- Exercise
Write out all the lines again, precisely as they stand, but without the images.

- Information shown
* * *
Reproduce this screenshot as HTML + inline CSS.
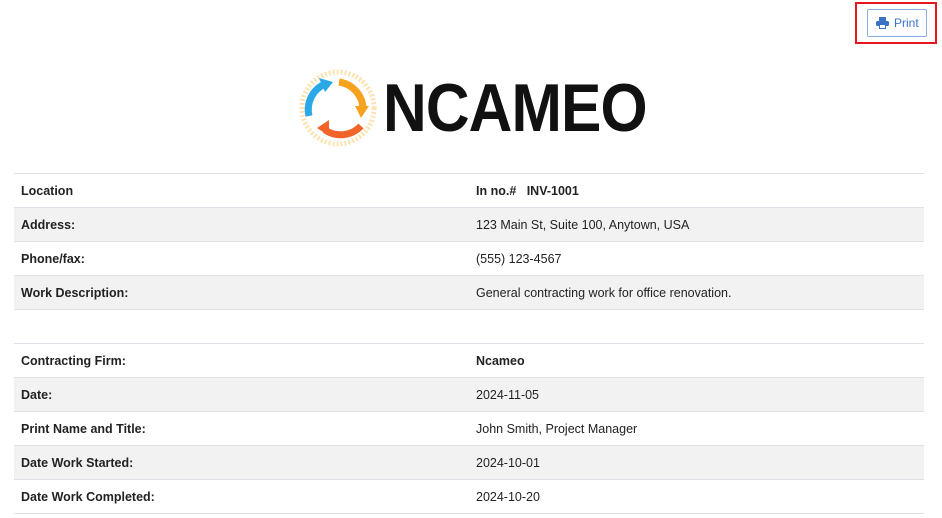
<!DOCTYPE html>
<html><head><meta charset="utf-8"><style>
body{margin:0;background:#fff;font-family:"Liberation Sans",sans-serif;width:942px;height:518px;overflow:hidden;position:relative;color:#222}
.red{position:absolute;left:855px;top:2px;width:78px;height:38px;border:2px solid #e8141e}
.btn{position:absolute;left:867px;top:9px;border:1px solid #8eaee0;border-radius:2px;color:#3b72c6;font-size:12px;line-height:26px;box-sizing:border-box;width:60px;height:28px;padding-left:26px}
.btn svg{position:absolute;left:8px;top:7px}
table{position:absolute;left:14px;width:910px;border-collapse:collapse;font-size:12.5px}
td{height:33px;border-top:1px solid #dee2e6;padding:0 7px;vertical-align:middle}
tr:last-child td{border-bottom:1px solid #dee2e6}
tr:nth-child(even) td{background:#f2f2f2}
td:first-child{font-weight:bold;width:441px}
.logo{position:absolute;left:383px;top:70px;font-weight:bold;font-size:68px;letter-spacing:-1px;transform:scaleX(0.89);transform-origin:left;color:#111;line-height:76px}
</style></head><body>
<div class="red"></div>
<div class="btn"><svg width="13" height="12" viewBox="0 0 13 12"><rect x="3" y="0" width="7" height="4" fill="#3b72c6"/><rect x="0" y="4" width="13" height="5" rx="1.5" fill="#3b72c6"/><rect x="3" y="7" width="7" height="5" fill="#3b72c6"/><rect x="4" y="8" width="5" height="3" fill="#fff"/></svg>Print</div>
<svg style="position:absolute;left:295px;top:68px" width="86" height="80" viewBox="0 0 86 80">
<circle cx="43" cy="40" r="36" fill="none" stroke="#fde3b0" stroke-width="5" stroke-dasharray="2 2"/>
<path d="M14 48 A28 28 0 0 1 30 16" fill="none" stroke="#2aa9e6" stroke-width="7"/>
<polygon points="24,10 38,14 30,24" fill="#2aa9e6"/>
<path d="M44 14 A28 28 0 0 1 68 40" fill="none" stroke="#f6a21e" stroke-width="7"/>
<polygon points="60,38 74,38 66,50" fill="#f6a21e"/>
<path d="M66 58 A28 28 0 0 1 30 62" fill="none" stroke="#f0642a" stroke-width="7"/>
<polygon points="22,60 34,52 34,68" fill="#f0642a"/>
</svg>
<div class="logo">NCAMEO</div>
<table style="top:173px">
<tr><td>Location</td><td><b>In no.# &nbsp; INV-1001</b></td></tr>
<tr><td>Address:</td><td>123 Main St, Suite 100, Anytown, USA</td></tr>
<tr><td>Phone/fax:</td><td>(555) 123-4567</td></tr>
<tr><td>Work Description:</td><td>General contracting work for office renovation.</td></tr>
</table>
<table style="top:343px">
<tr><td>Contracting Firm:</td><td><b>Ncameo</b></td></tr>
<tr><td>Date:</td><td>2024-11-05</td></tr>
<tr><td>Print Name and Title:</td><td>John Smith, Project Manager</td></tr>
<tr><td>Date Work Started:</td><td>2024-10-01</td></tr>
<tr><td>Date Work Completed:</td><td>2024-10-20</td></tr>
</table>
</body></html>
* * *
- Exercise answer
Reproduce this screenshot as HTML + inline CSS.
<!DOCTYPE html>
<html><head><meta charset="utf-8"><style>
body{margin:0;background:#fff;font-family:"Liberation Sans",sans-serif;width:942px;height:518px;overflow:hidden;position:relative;color:#222}
.red{position:absolute;left:855px;top:2px;width:78px;height:38px;border:2px solid #e8141e}
.btn{position:absolute;left:867px;top:9px;border:1px solid #8eaee0;border-radius:2px;color:#3b72c6;font-size:12px;line-height:26px;box-sizing:border-box;width:60px;height:28px;padding-left:26px}
.btn svg{position:absolute;left:8px;top:7px}
table{position:absolute;left:14px;width:910px;border-collapse:collapse;font-size:12.5px}
td{height:33px;border-top:1px solid #dee2e6;padding:0 7px;vertical-align:middle}
tr:last-child td{border-bottom:1px solid #dee2e6}
tr:nth-child(even) td{background:#f2f2f2}
td:first-child{font-weight:bold;width:441px}
.logo{position:absolute;left:383px;top:70px;font-weight:bold;font-size:68px;letter-spacing:-1px;transform:scaleX(0.89);transform-origin:left;color:#111;line-height:76px}
</style></head><body>
<div class="red"></div>
<div class="btn"><svg width="13" height="12" viewBox="0 0 13 12"><rect x="3" y="0" width="7" height="4" fill="#3b72c6"/><rect x="0" y="4" width="13" height="5" rx="1.5" fill="#3b72c6"/><rect x="3" y="7" width="7" height="5" fill="#3b72c6"/><rect x="4" y="8" width="5" height="3" fill="#fff"/></svg>Print</div>
<svg style="position:absolute;left:295px;top:68px" width="86" height="80" viewBox="0 0 86 80">
<circle cx="43" cy="40" r="36" fill="none" stroke="#fde3b0" stroke-width="5" stroke-dasharray="2 2"/>
<path d="M14 48 A28 28 0 0 1 30 16" fill="none" stroke="#2aa9e6" stroke-width="7"/>
<polygon points="24,10 38,14 30,24" fill="#2aa9e6"/>
<path d="M44 14 A28 28 0 0 1 68 40" fill="none" stroke="#f6a21e" stroke-width="7"/>
<polygon points="60,38 74,38 66,50" fill="#f6a21e"/>
<path d="M66 58 A28 28 0 0 1 30 62" fill="none" stroke="#f0642a" stroke-width="7"/>
<polygon points="22,60 34,52 34,68" fill="#f0642a"/>
</svg>
<div class="logo">NCAMEO</div>
<table style="top:173px">
<tr><td>Location</td><td><b>In no.# &nbsp; INV-1001</b></td></tr>
<tr><td>Address:</td><td>123 Main St, Suite 100, Anytown, USA</td></tr>
<tr><td>Phone/fax:</td><td>(555) 123-4567</td></tr>
<tr><td>Work Description:</td><td>General contracting work for office renovation.</td></tr>
</table>
<table style="top:343px">
<tr><td>Contracting Firm:</td><td><b>Ncameo</b></td></tr>
<tr><td>Date:</td><td>2024-11-05</td></tr>
<tr><td>Print Name and Title:</td><td>John Smith, Project Manager</td></tr>
<tr><td>Date Work Started:</td><td>2024-10-01</td></tr>
<tr><td>Date Work Completed:</td><td>2024-10-20</td></tr>
</table>
</body></html>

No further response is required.